Indeed, the studio has churned out several VR films, most of which are about to be screened at KIFF. Freelance film critic and cultural journalist Suprateek Chatterjee, who has watched When All Land is Lost, Do We Eat Coal — a Memesys production — says that it definitely has its impact. “You feel as though you are actually standing in the midst of the barren land that stretches in all directions. It definitely has a strong impact and gets the message of the film across,” he says.
A full-fledged virtual reality documentary made by Sooni Taraporewalla —Yeh Ballet — is yet another film produced by Anand. The filmmaker, who has had her film screened at several film festivals, has used 360-degree technology to tell the story of two ballet dancers. “It is not your usual 360 experience — here you have dialogue, characters and, since they are speaking in Hindi, subtitles to follow. So, for most of the scenes, I shot in a way that one does not have to turn one’s head to follow the action. Only in scenes where the dancer performs ballet do you have to turn your head to follow the action,” she explains.
Creating a VR film has its own challenges. For instance, if anyone gets too close to the camera, the image gets distorted. “We had to re-shoot several scenes, especially the ones taken in the train before we could figure out the proper place to set up the camera. If you turn the screen, you can see myself and the cameraman sitting too,” she laughs.
Another platform, which is working to create virtual reality, mixed reality and augmented reality technology is Enlighten. The organisation not only tries to create new pathways into virtual reality but also takes it to the masses.

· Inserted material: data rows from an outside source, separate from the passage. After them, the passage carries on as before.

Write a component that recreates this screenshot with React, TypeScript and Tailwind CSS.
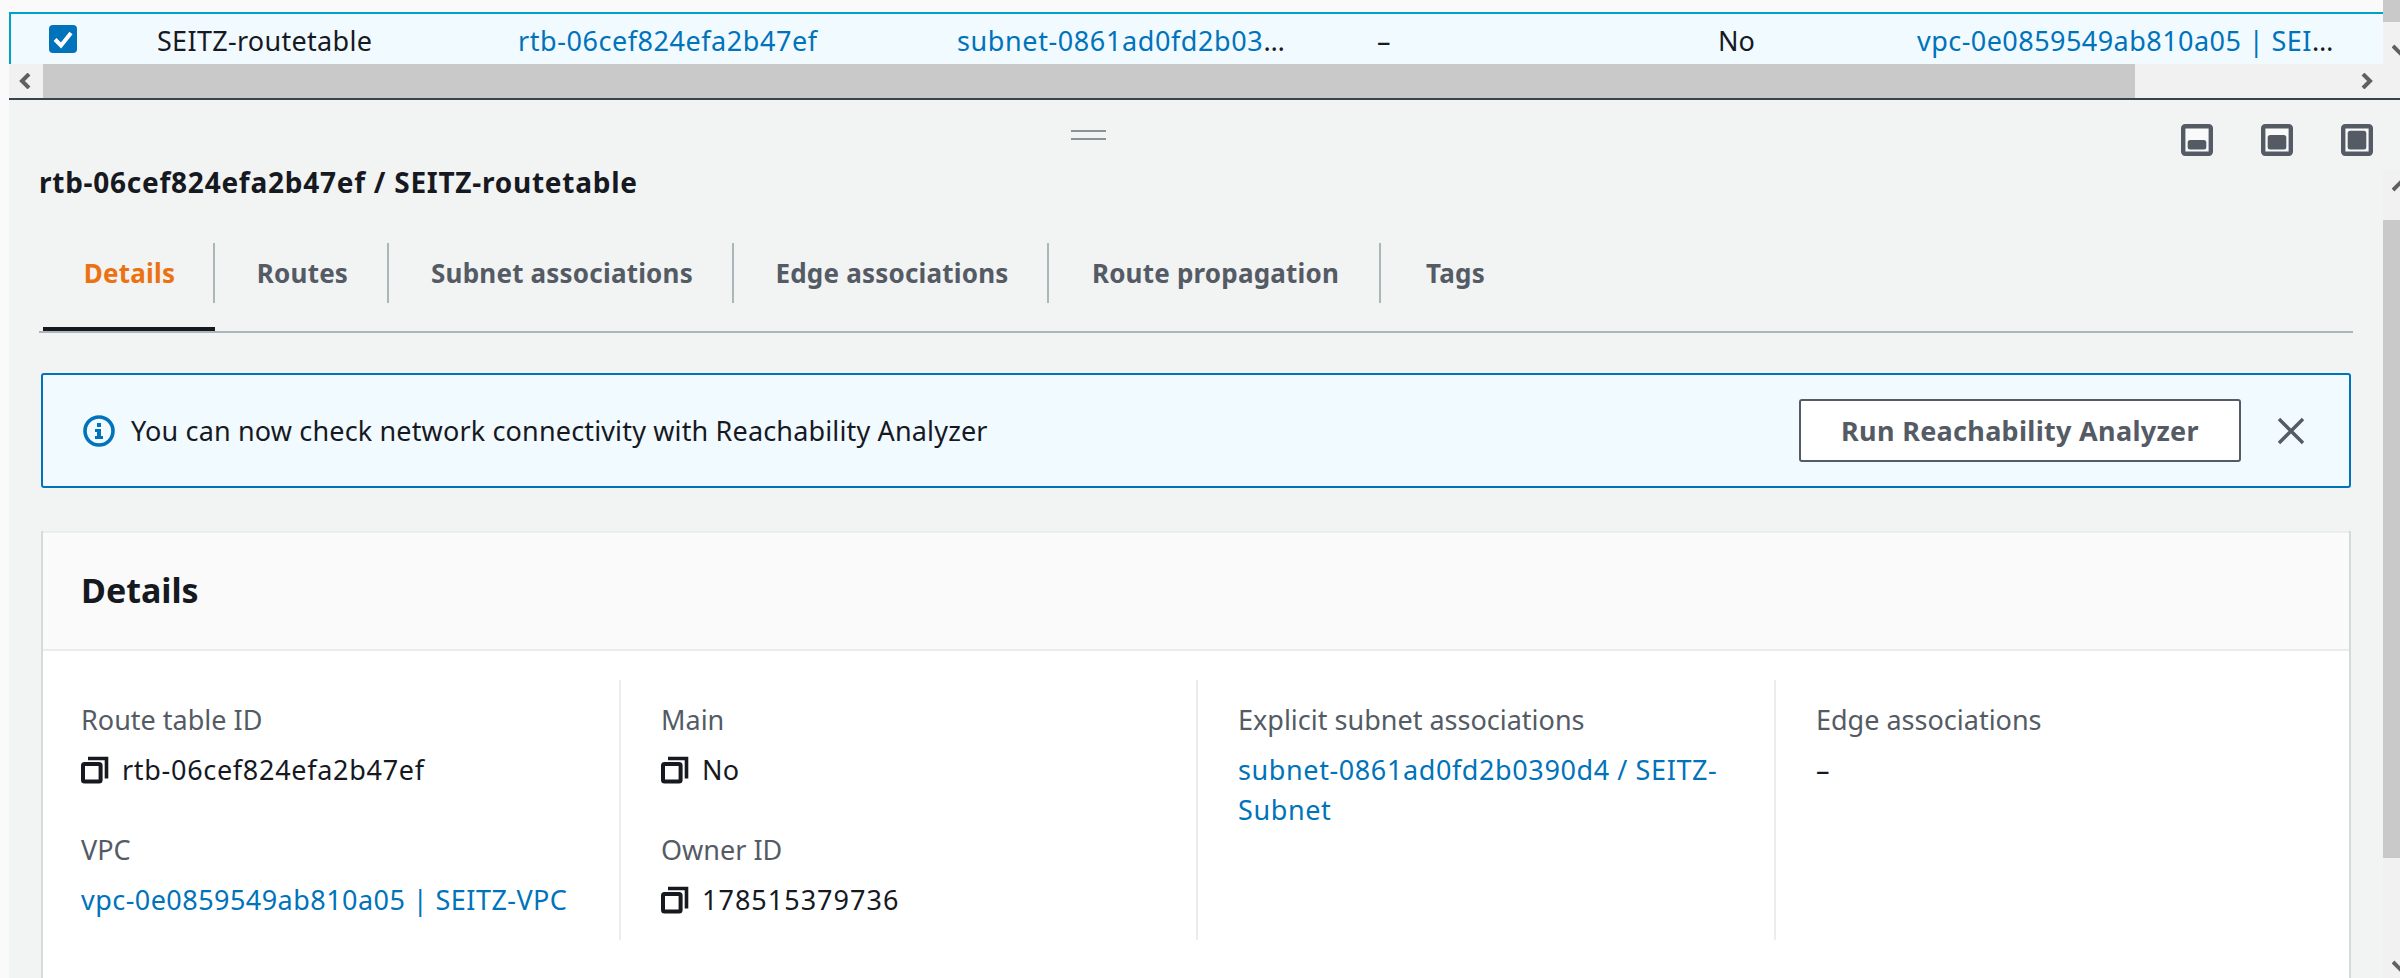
const Chevron = ({ d, className }: { d: string; className: string }) => (
  <svg viewBox="0 0 16 16" fill="none" className={className}>
    <path d={d} stroke="#606060" strokeWidth="4" />
  </svg>
);

const CopyIcon = () => (
  <svg viewBox="0 0 28 28" fill="none" className="w-[28px] h-[28px] flex-none">
    <rect x="2" y="8" width="17.6" height="17.6" rx="1.5" stroke="#16191f" strokeWidth="4" />
    <path d="M7 2.5h18.5V22.5" stroke="#16191f" strokeWidth="3.6" />
  </svg>
);

const InfoIcon = () => (
  <svg viewBox="0 0 32 32" fill="none" className="w-[32px] h-[32px] flex-none">
    <circle cx="16" cy="16" r="14" stroke="#0073bb" strokeWidth="3.6" />
    <path d="M14 8h4v4h-4zM12 14h6v7h2v3h-8v-3h2v-4h-2z" fill="#0073bb" />
  </svg>
);

const PanelIcon = ({ top }: { top: number }) => (
  <svg viewBox="0 0 32 32" fill="none" className="w-[32px] h-[32px] flex-none">
    <rect x="2.2" y="2.2" width="27.6" height="27.6" rx="2" fill="#f9fafa" stroke="#545b64" strokeWidth="4.4" />
    <rect x="6.7" y={top} width="18.6" height={25.4 - top} rx="2.5" fill="#545b64" />
  </svg>
);

const Tab = ({ label, width, active, last }: { label: string; width: string; active?: boolean; last?: boolean }) => (
  <div className={`flex-none h-[88px] flex flex-col ${width}`}>
    <div
      className={`h-[60px] flex items-center justify-center pl-[3px] text-[26px] font-bold tracking-[0.2px] ${
        last ? "" : "border-r-2 border-[#aab7b8]"
      } ${active ? "text-[#ec7211]" : "text-[#545b64]"}`}
    >
      {label}
    </div>
    <div className={`mt-auto h-[4px] ${active ? "bg-[#16191f]" : ""}`} />
  </div>
);

const Field = ({ label, children }: { label: string; children: React.ReactNode }) => (
  <div>
    <div className="text-[#545b64]">{label}</div>
    <div className="mt-[10px]">{children}</div>
  </div>
);

const Copyable = ({ value, tracking }: { value: string; tracking: string }) => (
  <div className="flex items-center gap-[13px] text-[#16191f]">
    <CopyIcon />
    <span className={tracking}>{value}</span>
  </div>
);

export default function App() {
  return (
    <div className="w-[2400px] h-[978px] overflow-hidden bg-[#fafafa] font-['Noto_Sans',sans-serif] text-[27px] leading-[40px]">
      {/* selected table row */}
      <div className="flex h-[64px] pl-[9px]">
        <div className="flex-1 mt-[12px] bg-[#f1faff] border-t-[2px] border-l-[2px] border-[#00a1c9] flex items-center text-[#16191f] whitespace-nowrap">
          <div className="w-[146px] flex-none pl-[38px]">
            <div className="w-[28px] h-[28px] rounded-[4px] bg-[#0073bb] flex items-center justify-center">
              <svg viewBox="0 0 28 28" fill="none" className="w-[28px] h-[28px]">
                <path d="M6 14.5l6 6L22 8" stroke="#fff" strokeWidth="4" />
              </svg>
            </div>
          </div>
          <div className="w-[361px] flex-none pt-[3px] tracking-[0.3px]">SEITZ-routetable</div>
          <div className="w-[439px] flex-none pt-[3px] text-[#0073bb] tracking-[0.55px]">rtb-06cef824efa2b47ef</div>
          <div className="w-[420px] flex-none pt-[3px] tracking-[0.6px]">
            <span className="text-[#0073bb]">subnet-0861ad0fd2b03</span>…
          </div>
          <div className="w-[341px] flex-none pt-[3px]">–</div>
          <div className="w-[199px] flex-none pt-[3px]">No</div>
          <div className="w-[418px] flex-none pt-[3px] tracking-[0.45px]">
            <span className="text-[#0073bb]">vpc-0e0859549ab810a05 | SEI</span>…
          </div>
        </div>
        <div className="w-[17px] flex-none bg-[#f1f1f1] overflow-hidden">
          <div className="h-[22px] bg-[#c9c9c9]" />
          <Chevron d="M1 4l7 7 7-7" className="w-[16px] h-[16px] ml-[9px] mt-[20px]" />
        </div>
      </div>

      {/* horizontal scrollbar */}
      <div className="ml-[9px] h-[36px] flex bg-[#f1f1f1] border-b-2 border-[#37444d]">
        <div className="w-[34px] flex-none flex items-center justify-center pr-[2px]">
          <Chevron d="M12 1L5 8l7 7" className="w-[16px] h-[16px]" />
        </div>
        <div className="w-[2092px] flex-none bg-[#c9c9c9]" />
        <div className="flex-1 flex items-center justify-end pr-[25px]">
          <Chevron d="M4 1l7 7-7 7" className="w-[16px] h-[16px]" />
        </div>
      </div>

      <div className="flex h-[878px] pl-[9px]">
        {/* split panel */}
        <div className="flex-1 min-w-0 bg-[#f2f3f3] px-[30px] overflow-hidden">
          <div className="h-[62px] flex">
            <div className="ml-[1032px] mt-[30px] w-[35px] h-[10px] border-y-2 border-[#879596]" />
            <div className="ml-auto mt-[24px] mr-[-20px] flex gap-[48px]">
              <PanelIcon top={16} />
              <PanelIcon top={11} />
              <PanelIcon top={6.7} />
            </div>
          </div>
          <div className="h-[40px] font-bold text-[28px] tracking-[0.75px] text-[#16191f] whitespace-nowrap">
            rtb-06cef824efa2b47ef / SEITZ-routetable
          </div>

          <div className="mt-[41px] flex pl-[4px] border-b-2 border-[#aab7b8]">
            <Tab label="Details" width="w-[172px]" active />
            <Tab label="Routes" width="w-[174px]" />
            <Tab label="Subnet associations" width="w-[345px]" />
            <Tab label="Edge associations" width="w-[315px]" />
            <Tab label="Route propagation" width="w-[332px]" />
            <Tab label="Tags" width="w-[146px]" last />
          </div>

          <div className="mt-[40px] mx-[2px] h-[115px] flex items-center bg-[#f1faff] border-2 border-[#0073bb] rounded-[3px] pl-[40px] pr-[43px]">
            <InfoIcon />
            <span className="ml-[16px] text-[#16191f] tracking-[0.15px] whitespace-nowrap">
              You can now check network connectivity with Reachability Analyzer
            </span>
            <button className="ml-auto w-[442px] h-[63px] flex items-center justify-center bg-white border-2 border-[#545b64] rounded-[3px] font-bold tracking-[0.3px] text-[#545b64]">
              Run Reachability Analyzer
            </button>
            <svg viewBox="0 0 30 30" fill="none" className="ml-[35px] w-[30px] h-[30px] flex-none">
              <path d="M3 3l24 24M27 3L3 27" stroke="#545b64" strokeWidth="3.4" />
            </svg>
          </div>

          <div className="mt-[43px] mx-[2px] bg-white border-x-2 border-[#d5dbdb] h-[600px]">
            <div className="h-[120px] bg-[#fafafa] border-t-2 border-b-2 border-t-[#eaeded] border-b-[#eaeded] pl-[38px] pb-[2px] flex items-center font-bold text-[34px] text-[#16191f]">
              Details
            </div>
            <div className="flex pt-[29px]">
              <div className="w-[578px] flex-none h-[260px] pt-[20px] pl-[38px] border-r-2 border-[#eaeded] flex flex-col gap-[40px]">
                <Field label="Route table ID">
                  <Copyable value="rtb-06cef824efa2b47ef" tracking="tracking-[0.7px]" />
                </Field>
                <Field label="VPC">
                  <span className="text-[#0073bb] tracking-[0.45px]">vpc-0e0859549ab810a05 | SEITZ-VPC</span>
                </Field>
              </div>
              <div className="w-[577px] flex-none h-[260px] pt-[20px] pl-[40px] border-r-2 border-[#eaeded] flex flex-col gap-[40px]">
                <Field label="Main">
                  <Copyable value="No" tracking="tracking-[0.3px]" />
                </Field>
                <Field label="Owner ID">
                  <Copyable value="178515379736" tracking="tracking-[1px]" />
                </Field>
              </div>
              <div className="w-[578px] flex-none h-[260px] pt-[20px] pl-[40px] pr-[40px] border-r-2 border-[#eaeded]">
                <Field label="Explicit subnet associations">
                  <span className="text-[#0073bb] tracking-[0.6px]">subnet-0861ad0fd2b0390d4 / SEITZ-Subnet</span>
                </Field>
              </div>
              <div className="flex-1 h-[260px] pt-[20px] pl-[40px]">
                <Field label="Edge associations">
                  <span className="text-[#16191f]">–</span>
                </Field>
              </div>
            </div>
          </div>
        </div>

        {/* panel scrollbar */}
        <div className="w-[17px] flex-none flex flex-col bg-[#f2f3f3] overflow-hidden">
          <div className="mt-[70px] h-[50px] bg-[#f1f1f1] pt-[8px]">
            <Chevron d="M1 12l7-7 7 7" className="w-[16px] h-[16px] ml-[9px]" />
          </div>
          <div className="h-[638px] bg-[#c9c9c9]" />
          <div className="flex-1 bg-[#f1f1f1] flex flex-col justify-end pb-[4px]">
            <Chevron d="M1 4l7 7 7-7" className="w-[16px] h-[16px] ml-[9px]" />
          </div>
        </div>
      </div>
    </div>
  );
}
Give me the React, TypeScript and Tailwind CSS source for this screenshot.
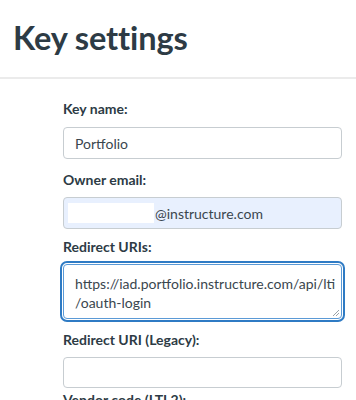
import React from 'react';

function Label({ children, className = '' }: { children: React.ReactNode; className?: string }) {
  return (
    <div className={`text-[14px] font-bold leading-[20px] text-[#2d3b45] ${className}`}>{children}</div>
  );
}

export default function App() {
  return (
    <div className="w-[356px] h-[400px] overflow-hidden bg-white font-['Lato',sans-serif] text-[#2d3b45]">
      <div className="pt-[18px] pb-[20px] pl-[13px] border-b-2 border-[#ebebeb]">
        <h1 className="text-[32.5px] leading-[39px] font-bold tracking-[-0.1px]">Key settings</h1>
      </div>

      <div className="ml-[63px] w-[279px]">
        <Label className="mt-[20px] mb-[8px]">Key name:</Label>
        <div className="h-[32px] border border-[#c7cdd1] rounded-[4px] px-[11px] flex items-center text-[14px] text-[#3a464e]">
          Portfolio
        </div>

        <Label className="mt-[11px] mb-[7px]">Owner email:</Label>
        <div className="h-[32px] border border-[#c7cdd1] rounded-[4px] pl-[4px] flex items-center gap-[1px] bg-[#e8f0fe] text-[14px] text-[#3a464e]">
          <div className="w-[86px] h-[20px] bg-white" />
          <span>@instructure.com</span>
        </div>

        <Label className="mt-[8px] mb-[7px]">Redirect URIs:</Label>
        <div className="relative h-[55px] border border-[#5b9ad6] rounded-[4px] outline-2 outline-offset-1 outline-[#2f7bc4] pl-[11px] pt-[9px] text-[14px] leading-[19px] text-[#3a464e]">
          <div>https://iad.portfolio.instructure.com/api/lti</div>
          <div>/oauth-login</div>
          <svg className="absolute right-[1px] bottom-[1px]" width="8" height="8" viewBox="0 0 8 8">
            <path d="M7 1 L1 7 M7 4 L4 7" stroke="#9aa3a9" strokeWidth="1" />
          </svg>
        </div>

        <Label className="mt-[11px] mb-[7px]">Redirect URI (Legacy):</Label>
        <div className="h-[31px] border border-[#c7cdd1] rounded-[4px]" />

        <Label className="mt-[2px]">Vendor code (LTI 2):</Label>
      </div>
    </div>
  );
}
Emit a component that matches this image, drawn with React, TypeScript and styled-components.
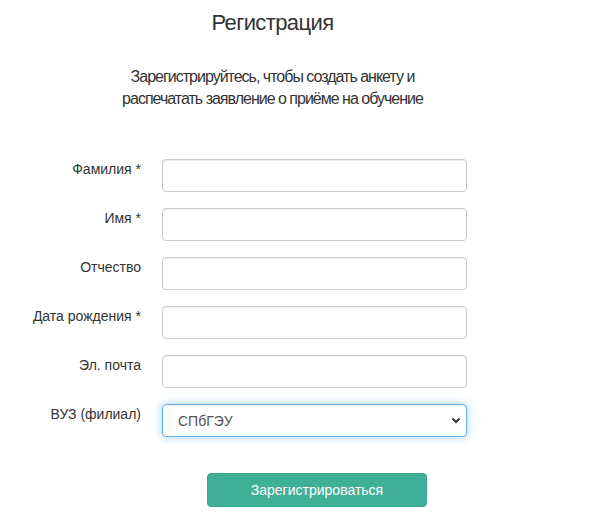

“We’ve had a number of on-ground events across the country where we have shown VR cinema. The medium is still a new one, so people are invariably awed by the experience. However, as people start getting more and more used to the medium, filmmakers will have to come up with more innovative content that doesn’t just ape the existing format of cinema but does something new,” explains Pranav Ashar, CEO and founder of Enlighten.
Suprateek agrees, adding, “Concern for content is always expressed whenever there’s advancement in technology. The same question was asked when CGI graphics started being used and again with 3D technology. However, like with these mediums, I’m sure VR will also have its share of exceptional filmmakers who will create exceptional content.”
For a medium that is still in its nascent stages, the possibilities of VR are infinite. “If the economics of the medium can be sorted out, then I think that there’s nothing stopping VR becoming the next 3D. In India though, I don’t see it going much beyond a niche genre though,” says Suprateek.
Sooni on the other hand, believes that a time will come when this medium will dominate cinema. “It may seem a bit sci-fi, but in future I think it will become the only way we view things. We are progressing towards more and more hyper-real experiences. From silent cinema we went to sound, from black and white, we went to colour and surround sound, from 2D to 3D — we went to more and more realistic mediums. VR is more hyper real and exaggerated, so there is definitely a possibility of it catching on,” she concludes.